For quite a while, it was important for me that F-D should be perfect, even though being perfect made him just a bit boring. All these marital adventures suggested that perhaps he was not perfect after all. I really wasn't ready to deal with that at 19, but there would come a time when I would be very relieved to acknowledge that F-D was no paragon after all. When I was a college kid, however, I would have battled anyone who cast aspersions on my hero, and persons who expressed a preference for Hermann Prey, for example, were scarcely to be tolerated.

Something quite strange happened to me when I got to be a junior. The chair of the Foreign Languages Department called me into his office and proposed to me that I should major in German. I liked the idea, and I was astonished that someone thought I was doing good work and wanted me to continue. So German became my second major, along with History, and I plunged into advanced language courses and literature courses. They were difficult, but I already had quite an extensive background in German literature due to my Lieder and opera listening. And my pronunciation of the German language was close to exemplary. Why wouldn't it be? I had been immersed in the best possible language laboratory since I had been in high school. F-D was proving to have a practical value I had never anticipated.

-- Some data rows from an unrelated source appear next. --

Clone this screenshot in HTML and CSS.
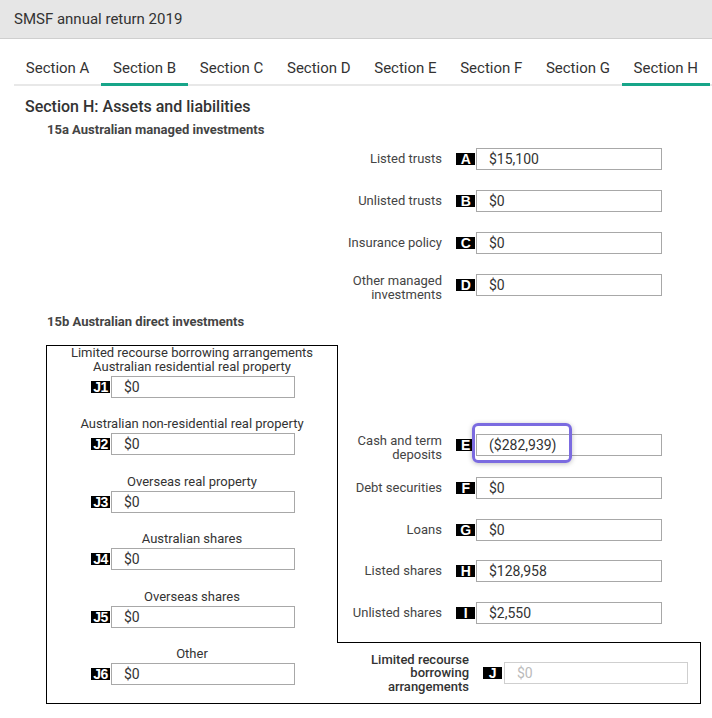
FILE: index.html
```html
<!DOCTYPE html>
<html>
<head>
  <meta charset="utf-8">
  <link rel="stylesheet" href="styles.css">
</head>
<body>
  <div class="header">SMSF annual return 2019</div>

  <div class="tabs">
    <div class="tab">Section A</div>
    <div class="tab active">Section B</div>
    <div class="tab">Section C</div>
    <div class="tab">Section D</div>
    <div class="tab">Section E</div>
    <div class="tab">Section F</div>
    <div class="tab">Section G</div>
    <div class="tab active">Section H</div>
  </div>

  <div class="section-title">Section H: Assets and liabilities</div>

  <!-- 15a -->
  <div class="sub-title">15a Australian managed investments</div>
  <div class="managed">
    <div class="row">
      <div class="label">Listed trusts</div>
      <div class="badge">A</div>
      <div class="field">$15,100</div>
    </div>
    <div class="row">
      <div class="label">Unlisted trusts</div>
      <div class="badge">B</div>
      <div class="field">$0</div>
    </div>
    <div class="row">
      <div class="label">Insurance policy</div>
      <div class="badge">C</div>
      <div class="field">$0</div>
    </div>
    <div class="row">
      <div class="label multi">Other managed investments</div>
      <div class="badge">D</div>
      <div class="field">$0</div>
    </div>
  </div>

  <!-- 15b -->
  <div class="sub-title sub-b">15b Australian direct investments</div>
  <div class="direct">
    <div class="lrba">
      <div class="lrba-title">Limited recourse borrowing arrangements</div>
      <div class="group first">
        <div class="group-label">Australian residential real property</div>
        <div class="group-row"><div class="badge">J1</div><div class="field small">$0</div></div>
      </div>
      <div class="group">
        <div class="group-label">Australian non-residential real property</div>
        <div class="group-row"><div class="badge">J2</div><div class="field small">$0</div></div>
      </div>
      <div class="group">
        <div class="group-label">Overseas real property</div>
        <div class="group-row"><div class="badge">J3</div><div class="field small">$0</div></div>
      </div>
      <div class="group">
        <div class="group-label">Australian shares</div>
        <div class="group-row"><div class="badge">J4</div><div class="field small">$0</div></div>
      </div>
      <div class="group">
        <div class="group-label">Overseas shares</div>
        <div class="group-row"><div class="badge">J5</div><div class="field small">$0</div></div>
      </div>
      <div class="group">
        <div class="group-label">Other</div>
        <div class="group-row"><div class="badge">J6</div><div class="field small">$0</div></div>
      </div>
    </div>

    <div class="direct-fields">
      <div class="row row-e">
        <div class="label multi">Cash and term deposits</div>
        <div class="badge">E</div>
        <div class="field focus-wrap">($282,939)<span class="focus-ring"></span></div>
      </div>
      <div class="row">
        <div class="label">Debt securities</div>
        <div class="badge">F</div>
        <div class="field">$0</div>
      </div>
      <div class="row">
        <div class="label">Loans</div>
        <div class="badge">G</div>
        <div class="field">$0</div>
      </div>
      <div class="row">
        <div class="label">Listed shares</div>
        <div class="badge">H</div>
        <div class="field">$128,958</div>
      </div>
      <div class="row">
        <div class="label">Unlisted shares</div>
        <div class="badge">I</div>
        <div class="field">$2,550</div>
      </div>
    </div>

    <div class="lrba-total">
      <div class="label total-label">Limited recourse borrowing arrangements</div>
      <div class="badge">J</div>
      <div class="field small disabled">$0</div>
    </div>
  </div>
</body>
</html>
```

FILE: styles.css
```css
body {
  margin: 0;
  padding: 0;
  font-family: Roboto, "Liberation Sans", sans-serif;
  font-size: 13px;
  color: #333;
  background: white;
  width: 712px;
  overflow: hidden;
}

.header {
  height: 38px;
  line-height: 38px;
  padding-left: 14px;
  background: #e6e6e6;
  border-bottom: 1px solid #cfcfcf;
  font-size: 15px;
  color: #333;
}

/* tabs */
.tabs {
  display: flex;
  margin: 18px 0 0 14px;
  border-bottom: 2px solid #e8e8e8;
}

.tab {
  padding: 1px 11.8px 5px 11.8px;
  line-height: 20px;
  font-size: 15px;
  color: #333;
  border-bottom: 3px solid transparent;
  margin-bottom: -2px;
  white-space: nowrap;
}

.tab.active {
  border-bottom-color: #17a589;
}

.section-title {
  margin-top: 11px;
  padding-left: 25px;
  font-size: 16px;
  font-weight: 500;
  line-height: 20px;
  color: #333;
}

.sub-title {
  margin-top: 5px;
  padding-left: 47px;
  font-size: 13px;
  font-weight: 700;
  line-height: 16px;
  color: #444;
}

.sub-b {
  margin-top: 13px;
}

/* field rows */
.managed {
  margin-top: 10px;
  padding-left: 342px;
}

.row {
  display: flex;
  align-items: flex-start;
  margin-bottom: 20px;
}

.row:last-child {
  margin-bottom: 0;
}

.label {
  width: 100px;
  text-align: right;
  line-height: 22px;
  color: #444;
  margin-right: 14px;
}

.label.multi {
  line-height: 13.5px;
}

.badge {
  width: 19px;
  height: 12px;
  margin-top: 5px;
  margin-right: 1px;
  background: #000;
  color: white;
  font-family: "Liberation Sans", Arial, sans-serif;
  font-size: 14px;
  font-weight: 700;
  line-height: 12px;
  text-align: center;
  letter-spacing: -0.5px;
  flex-shrink: 0;
}

.field {
  box-sizing: border-box;
  width: 186px;
  height: 22px;
  line-height: 20px;
  padding-left: 12px;
  border: 1px solid #a8a8a8;
  font-size: 14px;
  color: #333;
  text-align: left;
}

.field.small {
  width: 184px;
}

.field.disabled {
  border-color: #cfcfcf;
  color: #bbb;
}

/* 15b grid */
.direct {
  display: grid;
  grid-template-columns: 291px 364px;
  grid-template-rows: 297px 62px;
  margin: 15px 0 0 46px;
  width: 655px;
}

.lrba {
  grid-row: 1 / 3;
  grid-column: 1;
  box-sizing: border-box;
  border: 1px solid #000;
  border-right: none;
  text-align: center;
}

.lrba-title,
.group-label {
  line-height: 14px;
  color: #333;
}

.group {
  margin-top: 19.4px;
}

.group.first {
  margin-top: 0;
}

.group-label {
  margin-bottom: 2px;
}

.group-row {
  display: flex;
  justify-content: center;
  align-items: flex-start;
  padding-left: 2px;
}

.group-row .badge {
  margin-right: 1px;
}

.direct-fields {
  grid-row: 1;
  grid-column: 2;
  border-left: 1px solid #000;
  padding: 89px 0 0 4px;
}

.direct-fields .row {
  margin-bottom: 19.5px;
}

.direct-fields .row-e {
  margin-bottom: 16px;
}

.direct-fields .row:last-child {
  margin-bottom: 0;
}

.lrba-total {
  grid-row: 2;
  grid-column: 2;
  box-sizing: border-box;
  border: 1px solid #000;
  border-left: none;
  display: flex;
  align-items: center;
  padding-left: 27px;
}

.total-label {
  width: 105px;
  line-height: 13.5px;
  font-weight: 500;
  color: #333;
}

.lrba-total .badge {
  margin-top: 0;
  margin-right: 2px;
}

/* focus highlight around E */
.focus-wrap {
  position: relative;
}

.focus-ring {
  position: absolute;
  left: -5px;
  top: -12px;
  width: 100px;
  height: 40px;
  box-sizing: border-box;
  border: 3px solid #7b6be0;
  border-radius: 6px;
  box-shadow: 0 1px 5px rgba(0, 0, 0, 0.25);
}
```
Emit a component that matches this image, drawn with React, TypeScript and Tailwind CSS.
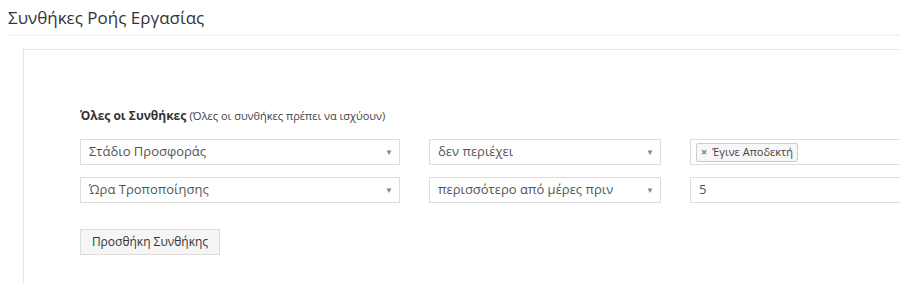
import React from 'react'

const Caret = () => (
  <span className="ml-auto text-[8px] leading-none text-[#888]">▼</span>
)

const SelectBox = ({ value, width }: { value: string; width: string }) => (
  <div
    className={`flex h-[26px] shrink-0 items-center border border-[#ddd] bg-white pl-[8px] pr-[6px] text-[13px] text-[#555] ${width}`}
  >
    <span className="truncate">{value}</span>
    <Caret />
  </div>
)

const App = () => {
  return (
    <div className="h-[283px] w-[900px] overflow-hidden bg-white font-['Open_Sans','Noto_Sans',sans-serif] text-[#333]">
      {/* τίτλος σελίδας */}
      <div className="ml-[8px] border-b-2 border-[#f5f5f5] pt-[6px] pb-[4px]">
        <h1 className="text-[17px] leading-[24px] text-[#333]">
          Συνθήκες Ροής Εργασίας
        </h1>
      </div>

      {/* πλαίσιο συνθηκών */}
      <div className="ml-[23px] mt-[13px] w-[1000px] border-l border-t border-[#e5e5e5] pl-[56px] pt-[57px] pb-[30px]">
        <div className="text-[12px] leading-[18px]">
          <span className="font-bold text-[#333]">Όλες οι Συνθήκες</span>{' '}
          <span className="text-[11px] text-[#444]">
            (Όλες οι συνθήκες πρέπει να ισχύουν)
          </span>
        </div>

        <div className="mt-[14px] flex flex-col gap-[12px]">
          <div className="flex gap-[29px]">
            <SelectBox value="Στάδιο Προσφοράς" width="w-[320px]" />
            <SelectBox value="δεν περιέχει" width="w-[232px]" />
            <div className="flex h-[26px] w-[260px] shrink-0 items-center border border-[#ddd] bg-white pl-[5px]">
              <span className="flex h-[19px] items-center gap-[5px] rounded-[2px] border border-[#ccc] bg-[#f7f7f7] px-[4px] text-[11px] text-[#444]">
                <span className="text-[11px] font-bold text-[#777]">×</span>
                Έγινε Αποδεκτή
              </span>
            </div>
          </div>
          <div className="flex gap-[29px]">
            <SelectBox value="Ώρα Τροποποίησης" width="w-[320px]" />
            <SelectBox value="περισσότερο από μέρες πριν" width="w-[232px]" />
            <div className="flex h-[26px] w-[260px] shrink-0 items-center border border-[#ddd] bg-white pl-[8px] text-[13px] text-[#555]">
              5
            </div>
          </div>
        </div>

        <button className="mt-[26px] h-[26px] w-[140px] border border-[#ddd] bg-[#f5f5f5] text-[12px] text-[#333]">
          Προσθήκη Συνθήκης
        </button>
      </div>
    </div>
  )
}

export default App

When it came time to think of going to graduate school, I followed my German professors' urging and applied to German programs. My history professors thought this was quite odd, but none of them had ever suggested that I do graduate work in history! The chair of the Language department, who had appointed himself my mentor, wanted me to get accepted into a prestige institution. I was accepted at Harvard, which was exactly what he had hoped for. However, Harvard did not want to give me any money, and I was sufficiently my father's daughter to not want to pay for something that someone else was willing to give me for free. So I accepted a four-year University Fellowship from the Ohio State University. Before I went to Columbus, however, I spent a summer studying German in Austria, which gave me additional opportunities to pursue my FiDi passion.